Catch wrestling (or Catch-as-catch-can) has a long and complex history that is a microcosm of what was happening in the larger world during its rise, fall, and rebirth. Learn about Catch and you learn about politics, commerce, and the Western psyche.
And who better to explain all this than Eddie Goldman, “the Conscience of Combat Sports.” In his article Catch Wrestling Is Back: The Revival Of A Working Class Sport (it’s a whopper, coming in at a couple thousand words, but if you’re into Western Martial Arts, you gotta invest the ten or fifteen minutes it takes to read it) he brings it all to light.
Did you know:
- That catch wrestling was once as popular as boxing in the US?
- That it was a true working class sport “practiced by athletic clubs organized by labor and socialist organizations, even including the Industrial Workers of the World and the Communist Party of Canada?”

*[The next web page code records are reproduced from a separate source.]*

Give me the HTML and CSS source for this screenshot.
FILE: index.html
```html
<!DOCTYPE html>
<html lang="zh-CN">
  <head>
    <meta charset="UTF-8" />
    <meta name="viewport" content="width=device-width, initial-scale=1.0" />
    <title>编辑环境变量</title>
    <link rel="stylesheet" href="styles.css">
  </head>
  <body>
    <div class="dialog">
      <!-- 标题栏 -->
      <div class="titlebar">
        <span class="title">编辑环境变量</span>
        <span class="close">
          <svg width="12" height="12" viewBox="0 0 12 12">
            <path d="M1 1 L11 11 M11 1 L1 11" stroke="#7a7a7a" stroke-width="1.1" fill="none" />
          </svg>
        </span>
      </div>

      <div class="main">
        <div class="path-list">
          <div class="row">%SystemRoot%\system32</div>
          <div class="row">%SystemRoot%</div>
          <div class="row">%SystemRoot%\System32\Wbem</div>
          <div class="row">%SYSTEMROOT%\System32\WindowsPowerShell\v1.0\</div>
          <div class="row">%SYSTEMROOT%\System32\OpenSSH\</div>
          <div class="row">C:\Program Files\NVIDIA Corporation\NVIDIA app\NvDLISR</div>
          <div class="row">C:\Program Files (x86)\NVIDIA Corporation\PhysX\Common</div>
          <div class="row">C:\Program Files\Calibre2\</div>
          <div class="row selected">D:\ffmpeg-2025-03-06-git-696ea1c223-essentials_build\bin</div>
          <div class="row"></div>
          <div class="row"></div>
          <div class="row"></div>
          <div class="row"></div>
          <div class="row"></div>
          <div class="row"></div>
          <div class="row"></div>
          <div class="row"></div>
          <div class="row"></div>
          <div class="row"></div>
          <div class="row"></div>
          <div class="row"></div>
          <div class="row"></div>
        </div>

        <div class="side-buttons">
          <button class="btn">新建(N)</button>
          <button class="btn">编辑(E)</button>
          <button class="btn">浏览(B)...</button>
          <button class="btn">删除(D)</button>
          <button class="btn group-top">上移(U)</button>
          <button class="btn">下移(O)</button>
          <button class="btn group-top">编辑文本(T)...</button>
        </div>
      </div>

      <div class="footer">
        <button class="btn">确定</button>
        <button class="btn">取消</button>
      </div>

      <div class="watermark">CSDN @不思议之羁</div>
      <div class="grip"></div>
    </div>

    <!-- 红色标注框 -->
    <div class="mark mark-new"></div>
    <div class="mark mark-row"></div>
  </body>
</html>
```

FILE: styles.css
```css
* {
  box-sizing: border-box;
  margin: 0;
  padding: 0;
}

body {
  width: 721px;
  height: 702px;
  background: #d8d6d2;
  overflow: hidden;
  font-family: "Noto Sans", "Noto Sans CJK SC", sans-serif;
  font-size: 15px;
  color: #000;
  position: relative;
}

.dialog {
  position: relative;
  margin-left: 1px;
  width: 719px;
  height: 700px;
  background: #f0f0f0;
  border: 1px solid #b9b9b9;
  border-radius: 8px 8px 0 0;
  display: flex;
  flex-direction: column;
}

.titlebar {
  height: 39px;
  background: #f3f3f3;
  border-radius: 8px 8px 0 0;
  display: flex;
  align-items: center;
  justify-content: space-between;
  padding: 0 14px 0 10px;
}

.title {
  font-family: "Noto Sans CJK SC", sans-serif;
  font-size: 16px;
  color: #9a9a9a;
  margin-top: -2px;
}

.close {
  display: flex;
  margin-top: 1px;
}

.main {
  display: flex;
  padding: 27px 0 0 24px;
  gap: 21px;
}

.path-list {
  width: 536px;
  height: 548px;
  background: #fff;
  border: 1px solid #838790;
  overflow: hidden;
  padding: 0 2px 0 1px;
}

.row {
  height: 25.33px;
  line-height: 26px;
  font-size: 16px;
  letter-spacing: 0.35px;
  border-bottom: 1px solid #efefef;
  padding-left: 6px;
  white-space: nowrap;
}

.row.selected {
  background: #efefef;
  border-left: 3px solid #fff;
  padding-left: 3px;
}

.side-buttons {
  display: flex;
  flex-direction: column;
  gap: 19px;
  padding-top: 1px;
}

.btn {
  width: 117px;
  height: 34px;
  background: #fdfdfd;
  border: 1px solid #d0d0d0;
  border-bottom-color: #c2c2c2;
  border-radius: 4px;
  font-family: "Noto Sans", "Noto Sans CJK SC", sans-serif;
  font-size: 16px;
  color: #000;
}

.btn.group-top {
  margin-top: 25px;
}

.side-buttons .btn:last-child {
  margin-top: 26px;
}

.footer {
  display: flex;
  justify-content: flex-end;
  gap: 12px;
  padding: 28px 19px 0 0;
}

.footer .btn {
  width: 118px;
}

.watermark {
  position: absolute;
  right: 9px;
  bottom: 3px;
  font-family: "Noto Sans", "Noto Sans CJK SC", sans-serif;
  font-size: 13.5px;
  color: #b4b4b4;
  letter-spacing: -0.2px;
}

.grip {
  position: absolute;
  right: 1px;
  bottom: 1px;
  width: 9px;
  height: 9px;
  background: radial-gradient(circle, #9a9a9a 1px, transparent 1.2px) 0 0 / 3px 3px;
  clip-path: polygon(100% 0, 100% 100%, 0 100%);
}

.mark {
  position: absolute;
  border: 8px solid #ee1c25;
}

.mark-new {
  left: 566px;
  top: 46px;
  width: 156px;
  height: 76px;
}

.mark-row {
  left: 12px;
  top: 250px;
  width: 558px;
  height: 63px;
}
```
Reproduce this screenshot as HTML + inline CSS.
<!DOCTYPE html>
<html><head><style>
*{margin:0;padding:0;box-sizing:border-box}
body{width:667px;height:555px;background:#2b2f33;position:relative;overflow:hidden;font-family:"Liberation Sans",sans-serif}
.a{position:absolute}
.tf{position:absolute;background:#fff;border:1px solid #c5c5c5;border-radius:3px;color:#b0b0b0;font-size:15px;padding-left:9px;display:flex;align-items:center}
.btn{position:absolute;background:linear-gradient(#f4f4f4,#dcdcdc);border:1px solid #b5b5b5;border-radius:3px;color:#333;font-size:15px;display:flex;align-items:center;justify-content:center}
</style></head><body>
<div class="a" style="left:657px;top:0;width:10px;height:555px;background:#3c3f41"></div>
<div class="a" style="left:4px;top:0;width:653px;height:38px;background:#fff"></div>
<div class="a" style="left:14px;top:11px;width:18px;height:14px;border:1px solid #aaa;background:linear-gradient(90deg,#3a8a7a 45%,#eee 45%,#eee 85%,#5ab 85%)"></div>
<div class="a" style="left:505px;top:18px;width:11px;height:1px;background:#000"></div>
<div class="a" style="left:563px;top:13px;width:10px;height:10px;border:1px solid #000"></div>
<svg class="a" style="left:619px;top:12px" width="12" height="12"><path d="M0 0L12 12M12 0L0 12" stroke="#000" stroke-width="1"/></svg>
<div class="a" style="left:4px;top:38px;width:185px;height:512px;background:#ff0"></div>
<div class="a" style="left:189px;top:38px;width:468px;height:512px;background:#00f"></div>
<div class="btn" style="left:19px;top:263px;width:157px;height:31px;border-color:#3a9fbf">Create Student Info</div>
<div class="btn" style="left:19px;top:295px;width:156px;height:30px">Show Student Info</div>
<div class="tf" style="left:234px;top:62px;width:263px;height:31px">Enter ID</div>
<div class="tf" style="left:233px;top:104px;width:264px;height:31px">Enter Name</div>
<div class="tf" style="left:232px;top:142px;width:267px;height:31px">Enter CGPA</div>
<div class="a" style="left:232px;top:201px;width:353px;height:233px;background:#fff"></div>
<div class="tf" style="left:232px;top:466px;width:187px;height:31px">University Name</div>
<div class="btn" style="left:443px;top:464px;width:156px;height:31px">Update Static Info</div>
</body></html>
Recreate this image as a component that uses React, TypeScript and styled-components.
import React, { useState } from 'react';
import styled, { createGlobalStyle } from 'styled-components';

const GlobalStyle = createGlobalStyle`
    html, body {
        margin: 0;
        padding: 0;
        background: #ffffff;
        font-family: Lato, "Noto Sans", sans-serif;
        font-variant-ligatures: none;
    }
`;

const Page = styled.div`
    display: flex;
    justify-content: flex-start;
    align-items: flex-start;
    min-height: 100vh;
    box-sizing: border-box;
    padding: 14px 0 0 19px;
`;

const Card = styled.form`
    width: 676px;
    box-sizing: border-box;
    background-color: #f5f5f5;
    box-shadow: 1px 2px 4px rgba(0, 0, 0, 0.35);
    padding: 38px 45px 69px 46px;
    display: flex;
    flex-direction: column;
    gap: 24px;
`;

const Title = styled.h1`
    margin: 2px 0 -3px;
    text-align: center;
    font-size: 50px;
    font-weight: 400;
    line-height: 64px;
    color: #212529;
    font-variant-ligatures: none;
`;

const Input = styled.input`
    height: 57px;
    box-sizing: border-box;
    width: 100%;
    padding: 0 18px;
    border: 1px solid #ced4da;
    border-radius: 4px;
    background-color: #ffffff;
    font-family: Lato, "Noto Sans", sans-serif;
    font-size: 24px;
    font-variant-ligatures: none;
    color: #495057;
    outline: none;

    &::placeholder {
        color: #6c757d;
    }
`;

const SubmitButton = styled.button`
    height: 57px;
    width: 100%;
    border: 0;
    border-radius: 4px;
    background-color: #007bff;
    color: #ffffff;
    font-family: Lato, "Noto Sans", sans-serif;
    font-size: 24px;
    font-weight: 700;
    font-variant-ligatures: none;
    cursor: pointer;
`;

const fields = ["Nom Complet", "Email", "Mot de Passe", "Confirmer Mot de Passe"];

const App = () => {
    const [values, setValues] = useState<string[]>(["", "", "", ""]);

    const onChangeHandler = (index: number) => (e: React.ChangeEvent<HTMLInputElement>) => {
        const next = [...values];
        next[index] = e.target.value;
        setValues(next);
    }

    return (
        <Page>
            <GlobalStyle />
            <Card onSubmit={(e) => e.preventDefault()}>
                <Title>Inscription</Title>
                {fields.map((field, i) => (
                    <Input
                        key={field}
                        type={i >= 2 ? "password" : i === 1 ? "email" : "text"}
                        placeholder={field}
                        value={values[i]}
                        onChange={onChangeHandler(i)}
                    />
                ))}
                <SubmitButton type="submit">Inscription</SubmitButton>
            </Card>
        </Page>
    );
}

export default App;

- That the transformation of catch wrestling into the modern form of staged pro wrestling was “perhaps the greatest case of corruption in the history of modern sports, with an entire sport becoming fixed?”
- That Kasushi Sakuraba, “The Gracie Killer” learned catch wrestling from Billy Robinson, who trained at the Billy Riley’s famed Snake Pit?
The story of catch wrestling would make a great movie, one filled with politics, drama, and action galore. Hold on — looks like somebody already did. Ed Asner (no shock that he’d sign on to that project when you consider his political views) starred in The Wrestler back in 1974. I think I’ll see if I can pick up a copy and give it a look.